** Short exercise **
Make an exact copy of all the records.
======== Stored data
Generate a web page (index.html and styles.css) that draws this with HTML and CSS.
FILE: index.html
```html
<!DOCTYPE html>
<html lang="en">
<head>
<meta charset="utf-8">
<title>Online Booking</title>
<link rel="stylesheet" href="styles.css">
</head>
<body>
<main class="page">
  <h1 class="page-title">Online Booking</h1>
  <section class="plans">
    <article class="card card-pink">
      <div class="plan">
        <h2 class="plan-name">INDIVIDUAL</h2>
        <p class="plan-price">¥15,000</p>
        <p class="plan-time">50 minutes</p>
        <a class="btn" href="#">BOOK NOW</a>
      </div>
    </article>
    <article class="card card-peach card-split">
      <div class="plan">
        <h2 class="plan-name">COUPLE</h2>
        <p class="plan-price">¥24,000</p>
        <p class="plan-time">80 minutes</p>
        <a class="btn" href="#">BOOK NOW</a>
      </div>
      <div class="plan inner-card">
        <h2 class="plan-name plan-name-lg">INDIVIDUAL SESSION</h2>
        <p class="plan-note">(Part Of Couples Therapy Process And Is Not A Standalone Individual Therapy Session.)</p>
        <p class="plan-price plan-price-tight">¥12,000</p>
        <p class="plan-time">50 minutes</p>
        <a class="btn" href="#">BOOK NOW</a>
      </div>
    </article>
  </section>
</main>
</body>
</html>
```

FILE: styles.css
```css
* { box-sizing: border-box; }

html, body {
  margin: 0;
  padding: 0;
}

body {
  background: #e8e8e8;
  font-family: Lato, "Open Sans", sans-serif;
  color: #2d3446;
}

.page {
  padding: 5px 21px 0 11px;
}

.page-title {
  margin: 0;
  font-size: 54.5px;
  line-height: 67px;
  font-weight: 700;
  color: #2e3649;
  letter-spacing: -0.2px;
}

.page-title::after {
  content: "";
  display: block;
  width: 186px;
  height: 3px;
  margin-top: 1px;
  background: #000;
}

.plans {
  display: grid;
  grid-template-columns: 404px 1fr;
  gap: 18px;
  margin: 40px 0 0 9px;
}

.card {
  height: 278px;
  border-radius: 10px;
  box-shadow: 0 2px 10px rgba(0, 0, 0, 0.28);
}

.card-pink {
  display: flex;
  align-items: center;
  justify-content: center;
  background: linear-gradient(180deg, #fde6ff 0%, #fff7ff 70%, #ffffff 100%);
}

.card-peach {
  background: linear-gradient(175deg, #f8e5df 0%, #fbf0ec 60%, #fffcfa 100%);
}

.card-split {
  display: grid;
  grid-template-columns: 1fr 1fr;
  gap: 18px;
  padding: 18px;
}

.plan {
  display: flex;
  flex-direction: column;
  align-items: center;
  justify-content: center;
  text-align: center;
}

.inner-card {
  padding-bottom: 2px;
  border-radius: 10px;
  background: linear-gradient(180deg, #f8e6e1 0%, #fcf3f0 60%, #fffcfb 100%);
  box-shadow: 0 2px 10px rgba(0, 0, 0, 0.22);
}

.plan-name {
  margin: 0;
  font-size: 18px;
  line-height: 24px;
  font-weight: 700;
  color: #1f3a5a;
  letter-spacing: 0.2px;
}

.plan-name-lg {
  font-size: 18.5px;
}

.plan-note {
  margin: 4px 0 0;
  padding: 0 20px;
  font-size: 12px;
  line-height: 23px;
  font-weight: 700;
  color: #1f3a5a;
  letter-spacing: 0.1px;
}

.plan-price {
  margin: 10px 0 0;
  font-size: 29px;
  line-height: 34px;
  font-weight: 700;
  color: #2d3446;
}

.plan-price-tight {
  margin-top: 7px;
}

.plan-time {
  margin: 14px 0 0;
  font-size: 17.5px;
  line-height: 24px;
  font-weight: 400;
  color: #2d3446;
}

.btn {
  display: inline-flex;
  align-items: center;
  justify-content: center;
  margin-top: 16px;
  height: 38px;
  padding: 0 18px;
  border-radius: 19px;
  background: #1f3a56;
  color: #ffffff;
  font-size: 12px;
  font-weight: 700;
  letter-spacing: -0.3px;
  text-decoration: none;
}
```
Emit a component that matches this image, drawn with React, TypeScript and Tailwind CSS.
================
** Solution for this exercise **
Generate a web page (index.html and styles.css) that draws this with HTML and CSS.
FILE: index.html
```html
<!DOCTYPE html>
<html lang="en">
<head>
<meta charset="utf-8">
<title>Online Booking</title>
<link rel="stylesheet" href="styles.css">
</head>
<body>
<main class="page">
  <h1 class="page-title">Online Booking</h1>
  <section class="plans">
    <article class="card card-pink">
      <div class="plan">
        <h2 class="plan-name">INDIVIDUAL</h2>
        <p class="plan-price">¥15,000</p>
        <p class="plan-time">50 minutes</p>
        <a class="btn" href="#">BOOK NOW</a>
      </div>
    </article>
    <article class="card card-peach card-split">
      <div class="plan">
        <h2 class="plan-name">COUPLE</h2>
        <p class="plan-price">¥24,000</p>
        <p class="plan-time">80 minutes</p>
        <a class="btn" href="#">BOOK NOW</a>
      </div>
      <div class="plan inner-card">
        <h2 class="plan-name plan-name-lg">INDIVIDUAL SESSION</h2>
        <p class="plan-note">(Part Of Couples Therapy Process And Is Not A Standalone Individual Therapy Session.)</p>
        <p class="plan-price plan-price-tight">¥12,000</p>
        <p class="plan-time">50 minutes</p>
        <a class="btn" href="#">BOOK NOW</a>
      </div>
    </article>
  </section>
</main>
</body>
</html>
```

FILE: styles.css
```css
* { box-sizing: border-box; }

html, body {
  margin: 0;
  padding: 0;
}

body {
  background: #e8e8e8;
  font-family: Lato, "Open Sans", sans-serif;
  color: #2d3446;
}

.page {
  padding: 5px 21px 0 11px;
}

.page-title {
  margin: 0;
  font-size: 54.5px;
  line-height: 67px;
  font-weight: 700;
  color: #2e3649;
  letter-spacing: -0.2px;
}

.page-title::after {
  content: "";
  display: block;
  width: 186px;
  height: 3px;
  margin-top: 1px;
  background: #000;
}

.plans {
  display: grid;
  grid-template-columns: 404px 1fr;
  gap: 18px;
  margin: 40px 0 0 9px;
}

.card {
  height: 278px;
  border-radius: 10px;
  box-shadow: 0 2px 10px rgba(0, 0, 0, 0.28);
}

.card-pink {
  display: flex;
  align-items: center;
  justify-content: center;
  background: linear-gradient(180deg, #fde6ff 0%, #fff7ff 70%, #ffffff 100%);
}

.card-peach {
  background: linear-gradient(175deg, #f8e5df 0%, #fbf0ec 60%, #fffcfa 100%);
}

.card-split {
  display: grid;
  grid-template-columns: 1fr 1fr;
  gap: 18px;
  padding: 18px;
}

.plan {
  display: flex;
  flex-direction: column;
  align-items: center;
  justify-content: center;
  text-align: center;
}

.inner-card {
  padding-bottom: 2px;
  border-radius: 10px;
  background: linear-gradient(180deg, #f8e6e1 0%, #fcf3f0 60%, #fffcfb 100%);
  box-shadow: 0 2px 10px rgba(0, 0, 0, 0.22);
}

.plan-name {
  margin: 0;
  font-size: 18px;
  line-height: 24px;
  font-weight: 700;
  color: #1f3a5a;
  letter-spacing: 0.2px;
}

.plan-name-lg {
  font-size: 18.5px;
}

.plan-note {
  margin: 4px 0 0;
  padding: 0 20px;
  font-size: 12px;
  line-height: 23px;
  font-weight: 700;
  color: #1f3a5a;
  letter-spacing: 0.1px;
}

.plan-price {
  margin: 10px 0 0;
  font-size: 29px;
  line-height: 34px;
  font-weight: 700;
  color: #2d3446;
}

.plan-price-tight {
  margin-top: 7px;
}

.plan-time {
  margin: 14px 0 0;
  font-size: 17.5px;
  line-height: 24px;
  font-weight: 400;
  color: #2d3446;
}

.btn {
  display: inline-flex;
  align-items: center;
  justify-content: center;
  margin-top: 16px;
  height: 38px;
  padding: 0 18px;
  border-radius: 19px;
  background: #1f3a56;
  color: #ffffff;
  font-size: 12px;
  font-weight: 700;
  letter-spacing: -0.3px;
  text-decoration: none;
}
```
Emit a component that matches this image, drawn with React, TypeScript and Tailwind CSS.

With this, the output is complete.